No período do presidente Lula, por exemplo, ele não precisou intervir porque as medidas iniciais de seu governo buscavam resgatar a confiança do mercado e depois houve uma conjuntura internacional de crescimento. Mesmo não intervindo diretamente, Lula trocou um ministro da Fazenda monetarista ou alinhado com o mercado financeiro por um desenvolvimentista ou alinhado com o setor produtivo e isso foi fundamental para o desenvolvimento e para a distribuição de renda no país.

No governo da presidente Dilma, ela precisou intervir em função da conjuntura internacional, com um tipo de ativismo absolutamente necessário para um período de transição entre a crise e sua superação, especialmente para amenizar os efeitos perversos da crise sobre o país.

Alguns exemplos ilustram bem isto. 

No caso do setor elétrico, em que as concessões estavam para vencer, o natural seria a renovação, mas como o governo fez exigências que os concessionários não quiseram topar, houve novas licitações para efeito de concessão e isso contrariou a lógica anterior, que era sempre de renovação, na qual o mercado havia apostado suas fichas. Perdeu.

No caso do câmbio, o mercado apostava numa tendência duradoura de valorização constante do real, o que foi alterado quando o governo interveio para evitar uma queda excessiva da taxa de câmbio que comprometesse ainda mais a competitividade das exportações brasileiras. Isto impôs perdas ao segmento mais especulativo do mercado financeiro.

No caso das ações da Petrobras, apesar do valor estratégico do Pré-Sal, o mercado financeiro está preocupado apenas com o retorno a curto prazo, desconsiderando os efeitos estruturais que os investimentos da empresa possam ter sobre o País e os benefícios que a política provisória e transitório do preço dos combustíveis tem para o consumidor e a economia. Diferentemente do governo, para o mercado financeiro o seu lucro e o do acionista está acima do bem-estar das pessoas e do interesse do País.

A influência ou o controle do mercado financeiro sobre a macroeconomia faz do governo seu refém. Se analisarmos os últimos 20 anos, vamos constatar que nos oito do governo FHC e nos dois primeiros do governo Lula, quem mandou na agenda governamental foi o mercado financeiro. A troca do ministro da fazenda, há dez anos atrás, reorientou as prioridades do governo e o dinheiro dos impostos, que antes eram majoritariamente destinados ao pagamento de juros das dívidas interna e externa, e foi direcionado, em maior montante, para os programas sociais e para a ofertar crédito barato ao setor produtivo, criando as condições para a geração de emprego e para o aumento da renda.

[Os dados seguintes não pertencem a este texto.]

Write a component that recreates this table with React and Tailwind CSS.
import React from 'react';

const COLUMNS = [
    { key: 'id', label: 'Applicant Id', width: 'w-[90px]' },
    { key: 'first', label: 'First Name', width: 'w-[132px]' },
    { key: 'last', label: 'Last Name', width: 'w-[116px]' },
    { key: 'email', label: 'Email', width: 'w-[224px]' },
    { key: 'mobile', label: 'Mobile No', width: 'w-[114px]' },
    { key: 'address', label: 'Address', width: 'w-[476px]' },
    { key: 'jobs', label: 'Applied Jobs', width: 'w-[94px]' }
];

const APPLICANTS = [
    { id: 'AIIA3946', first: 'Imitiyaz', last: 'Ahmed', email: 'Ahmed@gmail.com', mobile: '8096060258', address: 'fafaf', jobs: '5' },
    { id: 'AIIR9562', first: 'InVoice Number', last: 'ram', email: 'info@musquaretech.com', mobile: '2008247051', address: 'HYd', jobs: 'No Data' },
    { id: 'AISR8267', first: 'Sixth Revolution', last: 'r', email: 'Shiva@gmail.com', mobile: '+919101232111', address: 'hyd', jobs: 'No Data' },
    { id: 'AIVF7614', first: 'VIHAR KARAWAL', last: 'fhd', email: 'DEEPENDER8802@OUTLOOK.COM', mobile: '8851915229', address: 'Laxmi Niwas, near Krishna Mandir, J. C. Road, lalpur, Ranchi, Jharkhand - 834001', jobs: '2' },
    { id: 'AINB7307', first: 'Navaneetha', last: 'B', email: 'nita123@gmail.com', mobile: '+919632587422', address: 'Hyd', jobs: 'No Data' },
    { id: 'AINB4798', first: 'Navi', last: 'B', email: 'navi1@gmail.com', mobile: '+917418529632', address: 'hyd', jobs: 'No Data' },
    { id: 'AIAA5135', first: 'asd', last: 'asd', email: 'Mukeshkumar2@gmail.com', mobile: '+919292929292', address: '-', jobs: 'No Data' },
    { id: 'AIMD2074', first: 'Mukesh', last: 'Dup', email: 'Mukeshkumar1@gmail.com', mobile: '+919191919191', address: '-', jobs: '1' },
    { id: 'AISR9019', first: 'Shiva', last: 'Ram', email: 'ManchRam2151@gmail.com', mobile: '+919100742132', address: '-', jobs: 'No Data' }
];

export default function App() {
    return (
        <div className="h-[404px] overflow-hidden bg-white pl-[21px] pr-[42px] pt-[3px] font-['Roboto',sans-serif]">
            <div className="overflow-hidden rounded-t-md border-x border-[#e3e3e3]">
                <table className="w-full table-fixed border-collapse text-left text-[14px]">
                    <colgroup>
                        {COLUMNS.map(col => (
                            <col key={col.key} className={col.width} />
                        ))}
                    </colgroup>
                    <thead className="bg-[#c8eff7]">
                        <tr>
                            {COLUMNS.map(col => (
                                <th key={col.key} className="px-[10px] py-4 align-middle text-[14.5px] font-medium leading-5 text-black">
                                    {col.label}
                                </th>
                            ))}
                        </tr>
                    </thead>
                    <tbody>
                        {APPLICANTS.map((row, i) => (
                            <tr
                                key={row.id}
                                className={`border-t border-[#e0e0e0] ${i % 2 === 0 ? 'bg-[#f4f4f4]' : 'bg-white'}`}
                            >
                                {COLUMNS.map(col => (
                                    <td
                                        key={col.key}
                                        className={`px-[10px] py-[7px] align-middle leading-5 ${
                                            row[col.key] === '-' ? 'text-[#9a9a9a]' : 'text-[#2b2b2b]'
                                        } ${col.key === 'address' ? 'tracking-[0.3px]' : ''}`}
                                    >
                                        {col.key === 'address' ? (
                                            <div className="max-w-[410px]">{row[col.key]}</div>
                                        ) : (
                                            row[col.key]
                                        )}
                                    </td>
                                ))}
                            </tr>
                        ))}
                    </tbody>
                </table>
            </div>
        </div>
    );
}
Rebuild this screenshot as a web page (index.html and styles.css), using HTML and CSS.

O sonho do mercado financeiro, diante do “risco” de intervenção governamental, é garantir “autonomia e independência” ao Banco Central, que faz o que os banqueiros determinam, enquanto o povo, que elege o presidente da República e o Congresso Nacional, quer que o BC seja independente e autônomo em relação ao mercado financeiro privado. Olhemos quem são e o que fazem os conselheiros dos candidatos à Presidência da República porque é isso que está em jogo nestas eleições.

 

(*) Antônio Augusto de Queiroz é jornalista, Analista Político e Diretor de Documentação do Diap.